Volunteers undergo the same amount of rigorous training, usually 200 hours worth, before they’re ready to go out on calls.
Sometimes the firefighters receive a small honorarium of $1000 to $2000 per 200 or 300 volunteer hours per year, but that is intended as “reimbursement for clothing that may be destroyed or may need to be washed,” says Bell.
He also says it’s not unusual to for volunteers to dip into their own pockets to keep the stations in small municipalities running.
“Sometimes during the winter months, members of the community or that fire department would chip in to fill the oil tank in that station to make sure that the equipment doesn’t freeze,’ Bell asserts.
Bell says that are three types of fire stations in Canada: career, composite and volunteer. Career fire stations are fully staffed with paid individuals; composite is centered on a few paid staffers and supplemented with volunteers; and, of course, the latter consists solely of volunteers.
Municipalities fund their own fire stations and firefighters, and Bell explains that costs can be prohibitive. “Once you become a career (full-time) firefighter, it automatically puts the municipality into a different liability class,” he concedes.
In some composite station cases, the municipality employs the fire chief because of the chief’s changing role and insurance complexities, while volunteers man the rest of the station.
“The fire chief is more of an administrator as well as a fire ground commander,” says Bell. “The government, and Workman’s Compensation, and some of the provincial statutes, require a lot of paper work after every fire, either for insurance or safety needs, so the documentation has to be very accurate and submitted in a timely fashion.
“So municipalities will hire a career chief, and they’re responsible to make sure that all this reporting is done on time, and be responsible for the selection of the training criteria for that department.”
Peter Van Loan
(L to R) Peter Van Loan, leader of the Government In The House Of Commons with Martin Bell, president, Canada Volunteer Fire Services Association
In composite situations, Bell says volunteers are only called upon when needed.

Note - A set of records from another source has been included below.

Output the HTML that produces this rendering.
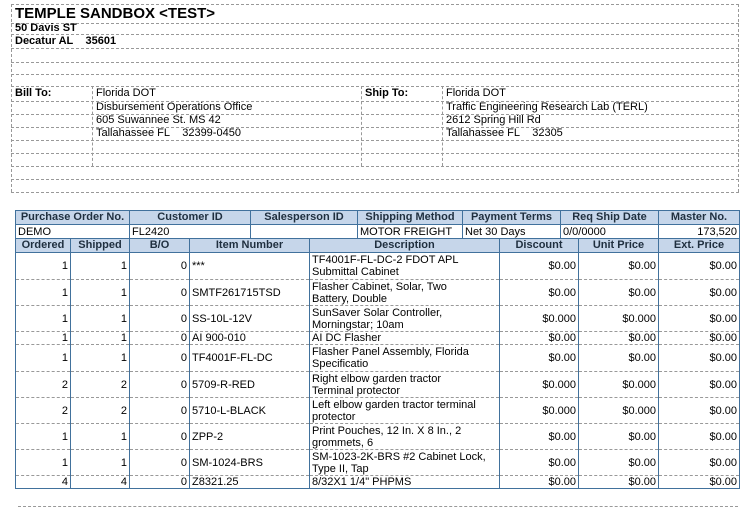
<!DOCTYPE html>
<html><head><style>
*{margin:0;padding:0;box-sizing:border-box}
body{width:743px;height:508px;background:#fff;font-family:"Liberation Sans",Tahoma,sans-serif;font-size:11px;color:#000;position:relative;overflow:hidden}
.a{position:absolute;white-space:nowrap;line-height:13px}
.h{position:absolute;border-top:1px dashed #999}
.v{position:absolute;border-left:1px dashed #999}
table{position:absolute;border-collapse:collapse;table-layout:fixed;left:15px;width:724px}
td{border:1px solid #41719c;padding:0 2px;line-height:12px;overflow:hidden;white-space:nowrap;vertical-align:middle}
.hd td{background:#c6d6ea;font-weight:bold;text-align:center;color:#1f2f3f;line-height:13px}
.r{text-align:right}
.it td{border-top:1px dashed #999;border-bottom:1px dashed #999;border-left:1.5px solid #41719c;border-right:1.5px solid #41719c}
.it:last-child td{border-bottom:1.5px solid #41719c}
</style></head><body>
<div class="v" style="left:11px;top:4px;height:188px"></div>
<div class="v" style="left:738px;top:4px;height:188px"></div>
<div class="h" style="left:11px;top:4px;width:728px"></div>
<div class="h" style="left:11px;top:23px;width:728px"></div>
<div class="h" style="left:11px;top:34px;width:728px"></div>
<div class="h" style="left:11px;top:48px;width:728px"></div>
<div class="h" style="left:11px;top:62px;width:728px"></div>
<div class="h" style="left:11px;top:74px;width:728px"></div>
<div class="h" style="left:11px;top:86px;width:728px"></div>
<div class="h" style="left:11px;top:101px;width:728px"></div>
<div class="h" style="left:11px;top:114px;width:728px"></div>
<div class="h" style="left:11px;top:127px;width:728px"></div>
<div class="h" style="left:11px;top:140px;width:728px"></div>
<div class="h" style="left:11px;top:153px;width:728px"></div>
<div class="h" style="left:11px;top:166px;width:728px"></div>
<div class="h" style="left:11px;top:179px;width:728px"></div>
<div class="h" style="left:11px;top:192px;width:728px"></div>
<div class="v" style="left:92px;top:86px;height:80px"></div>
<div class="v" style="left:361px;top:86px;height:80px"></div>
<div class="v" style="left:442px;top:86px;height:80px"></div>
<div class="a" style="left:15px;top:5px;font-size:15px;font-weight:bold;line-height:17px">TEMPLE SANDBOX &lt;TEST&gt;</div>
<div class="a" style="left:15px;top:22px;font-weight:bold">50 Davis ST</div>
<div class="a" style="left:15px;top:35px;font-weight:bold">Decatur AL&nbsp;&nbsp;&nbsp;&nbsp;35601</div>
<div class="a" style="left:15px;top:87px;font-weight:bold">Bill To:</div>
<div class="a" style="left:96px;top:87px">Florida DOT</div>
<div class="a" style="left:96px;top:101px">Disbursement Operations Office</div>
<div class="a" style="left:96px;top:114px">605 Suwannee St. MS 42</div>
<div class="a" style="left:96px;top:127px">Tallahassee FL&nbsp;&nbsp;&nbsp;&nbsp;32399-0450</div>
<div class="a" style="left:365px;top:87px;font-weight:bold">Ship To:</div>
<div class="a" style="left:446px;top:87px">Florida DOT</div>
<div class="a" style="left:446px;top:101px">Traffic Engineering Research Lab (TERL)</div>
<div class="a" style="left:446px;top:114px">2612 Spring Hill Rd</div>
<div class="a" style="left:446px;top:127px">Tallahassee FL&nbsp;&nbsp;&nbsp;&nbsp;32305</div>

<table style="top:210px">
<colgroup><col style="width:114px"><col style="width:121px"><col style="width:107px"><col style="width:105px"><col style="width:98px"><col style="width:98px"><col style="width:81px"></colgroup>
<tr class="hd" style="height:14px"><td>Purchase Order No.</td><td>Customer ID</td><td>Salesperson ID</td><td>Shipping Method</td><td>Payment Terms</td><td>Req Ship Date</td><td>Master No.</td></tr>
<tr style="height:14px"><td>DEMO</td><td>FL2420</td><td></td><td>MOTOR FREIGHT</td><td>Net 30 Days</td><td>0/0/0000</td><td class="r">173,520</td></tr>
</table>
<table style="top:238px">
<colgroup><col style="width:55px"><col style="width:59px"><col style="width:60px"><col style="width:120px"><col style="width:190px"><col style="width:79px"><col style="width:80px"><col style="width:81px"></colgroup>
<tr class="hd" style="height:14px"><td>Ordered</td><td>Shipped</td><td>B/O</td><td>Item Number</td><td>Description</td><td>Discount</td><td>Unit Price</td><td>Ext. Price</td></tr>
<tr class="it" style="height:27px"><td class="r">1</td><td class="r">1</td><td class="r">0</td><td>***</td><td>TF4001F-FL-DC-2 FDOT APL<br>Submittal Cabinet</td><td class="r">$0.00</td><td class="r">$0.00</td><td class="r">$0.00</td></tr>
<tr class="it" style="height:26px"><td class="r">1</td><td class="r">1</td><td class="r">0</td><td>SMTF261715TSD</td><td>Flasher Cabinet, Solar, Two<br>Battery, Double</td><td class="r">$0.00</td><td class="r">$0.00</td><td class="r">$0.00</td></tr>
<tr class="it" style="height:26px"><td class="r">1</td><td class="r">1</td><td class="r">0</td><td>SS-10L-12V</td><td>SunSaver Solar Controller,<br>Morningstar; 10am</td><td class="r">$0.000</td><td class="r">$0.000</td><td class="r">$0.00</td></tr>
<tr class="it" style="height:12px"><td class="r">1</td><td class="r">1</td><td class="r">0</td><td>AI 900-010</td><td>AI DC Flasher</td><td class="r">$0.00</td><td class="r">$0.00</td><td class="r">$0.00</td></tr>
<tr class="it" style="height:27px"><td class="r">1</td><td class="r">1</td><td class="r">0</td><td>TF4001F-FL-DC</td><td>Flasher Panel Assembly, Florida<br>Specificatio</td><td class="r">$0.00</td><td class="r">$0.00</td><td class="r">$0.00</td></tr>
<tr class="it" style="height:26px"><td class="r">2</td><td class="r">2</td><td class="r">0</td><td>5709-R-RED</td><td>Right elbow garden tractor<br>Terminal protector</td><td class="r">$0.000</td><td class="r">$0.000</td><td class="r">$0.00</td></tr>
<tr class="it" style="height:26px"><td class="r">2</td><td class="r">2</td><td class="r">0</td><td>5710-L-BLACK</td><td>Left elbow garden tractor terminal<br>protector</td><td class="r">$0.000</td><td class="r">$0.000</td><td class="r">$0.00</td></tr>
<tr class="it" style="height:26px"><td class="r">1</td><td class="r">1</td><td class="r">0</td><td>ZPP-2</td><td>Print Pouches, 12 In. X 8 In., 2<br>grommets, 6</td><td class="r">$0.00</td><td class="r">$0.00</td><td class="r">$0.00</td></tr>
<tr class="it" style="height:26px"><td class="r">1</td><td class="r">1</td><td class="r">0</td><td>SM-1024-BRS</td><td>SM-1023-2K-BRS #2 Cabinet Lock,<br>Type II, Tap</td><td class="r">$0.00</td><td class="r">$0.00</td><td class="r">$0.00</td></tr>
<tr class="it" style="height:12px"><td class="r">4</td><td class="r">4</td><td class="r">0</td><td>Z8321.25</td><td>8/32X1 1/4" PHPMS</td><td class="r">$0.00</td><td class="r">$0.00</td><td class="r">$0.00</td></tr>
</table>
<div class="h" style="left:18px;top:506px;width:720px"></div>
</body></html>
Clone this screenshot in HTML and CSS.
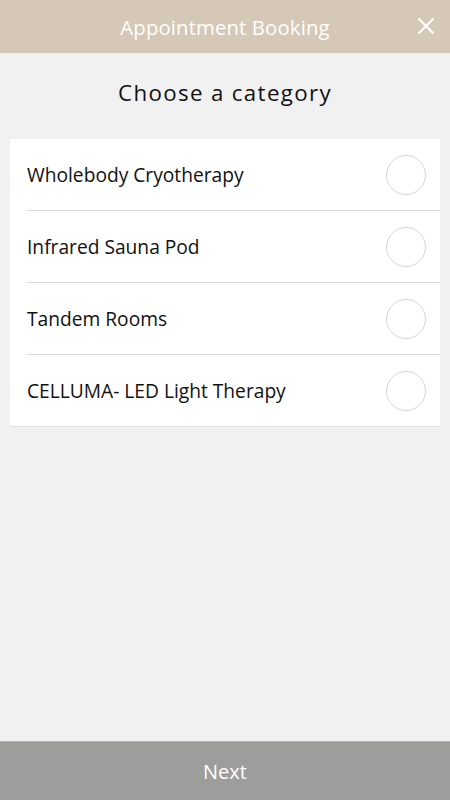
FILE: index.html
```html
<!DOCTYPE html>
<html>
<head>
<meta charset="utf-8">
<link rel="stylesheet" href="styles.css">
</head>
<body>
<div class="app">
  <header class="topbar">
    <div class="title">Appointment Booking</div>
    <svg class="close" width="18" height="18" viewBox="0 0 18 18"><path d="M1.5 1.5 L16.5 16.5 M16.5 1.5 L1.5 16.5" stroke="#fff" stroke-width="2.2" fill="none"/></svg>
  </header>
  <main class="content">
    <h1 class="heading">Choose a category</h1>
    <ul class="card">
      <li class="row"><span class="label">Wholebody Cryotherapy</span><span class="radio"></span></li>
      <li class="row"><span class="label">Infrared Sauna Pod</span><span class="radio"></span></li>
      <li class="row"><span class="label">Tandem Rooms</span><span class="radio"></span></li>
      <li class="row"><span class="label">CELLUMA- LED Light Therapy</span><span class="radio"></span></li>
    </ul>
  </main>
  <footer class="footer">Next</footer>
</div>
</body>
</html>
```
FILE: styles.css
```css
* { box-sizing: border-box; }
html, body { margin: 0; padding: 0; }
body {
  font-family: "Open Sans", "Noto Sans", sans-serif;
  background: #f1f1f1;
}
.app {
  display: flex;
  flex-direction: column;
  height: 800px;
}
.topbar {
  position: relative;
  height: 53px;
  background: #d5c8b7;
  display: flex;
  align-items: center;
  justify-content: center;
}
.title {
  color: #fff;
  font-size: 20.3px;
  letter-spacing: 0.15px;
}
.close {
  position: absolute;
  right: 15px;
  top: 17px;
}
.content {
  flex: 1;
  padding: 0 10px;
}
.heading {
  margin: 0;
  height: 86px;
  padding-bottom: 7px;
  font-weight: 400;
  font-size: 22.3px;
  letter-spacing: 1.35px;
  color: #111;
  display: flex;
  align-items: center;
  justify-content: center;
}
.card {
  list-style: none;
  margin: 0;
  padding: 0 0 0 16px;
  background: #fff;
  border-bottom: 1px solid #e2e2e2;
}
.row {
  height: 72px;
  display: flex;
  align-items: center;
  justify-content: space-between;
  padding-right: 14px;
  border-bottom: 1px solid #dcdcdc;
}
.row:last-child { border-bottom: none; height: 71px; }
.label {
  font-size: 19.2px;
  color: #111;
  padding-left: 1px;
}
.radio {
  width: 40px;
  height: 40px;
  border: 1px solid #d6d6d6;
  border-radius: 50%;
}
.footer {
  height: 59px;
  background: #9d9d9b;
  border-top: 1px solid #b5b5b3;
  color: #fff;
  font-size: 20px;
  display: flex;
  align-items: center;
  justify-content: center;
}
```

“When an alarm comes in, they will dispatch a paid crew, and if it’s a minor fire, that’s the last you’ll hear of it,” he says. “If it becomes a working fire, then they’ll put out a second alarm, which will summon volunteers to come to the station, and they’ll don their equipment and drive out with extra trucks and work beside the career firefighters because you have a manpower need or a human resource need that exceeds the normal capacity.”
As far as procuring and updating equipment, Bell says its often “the pride of the community that ensure you get a little better truck, a little better training and a little better equipment,” either through donations or fundraising.
Bell, a professional paramedic and 30-year veteran who started his volunteer firefighting career at the age of 16, says the biggest challenges today facing firefighting departments are volunteer retention and declining enrollment.
“I’d say that 20 years from now, many municipalities will be looking at a very serious situation, or a much increased budget for moving towards career firefighters.”
He says it’s still easy to volunteer: just show up at a station and ask. There will be forms to fill out and interviews that will be conducted — and volunteers won’t necessarily need to go out on call and risk their lives.
“They could be bookkeeping or doing some banking, whatever else is needed to keep that fire department rolling,” Bell explains.
Bell would like to see some funding changes implemented, specifically the federal and/or provincial governments “to accept some responsibility for the cost to provide that service within the community,” arguing that he would define volunteer firefighters responding to disasters such as floods and other community crises as “a civic emergency response rather than a fire community response.”
He’d also like to see some federal or provincial compensation to the families of those volunteers who have lost their lives in the line of duty.
“Often those surviving families get little or nothing in the way of compensation,” he states. “They might get as little as $20,000 or $30,000 in their insurance policy, which is barely enough to feed a family for a year, let alone the rest of their lives.”
At times a thankless job, Bell says the reason volunteer firefighters engage in the profession is a sense of pride in their community. “They’re hoping to give back in some way,” he says.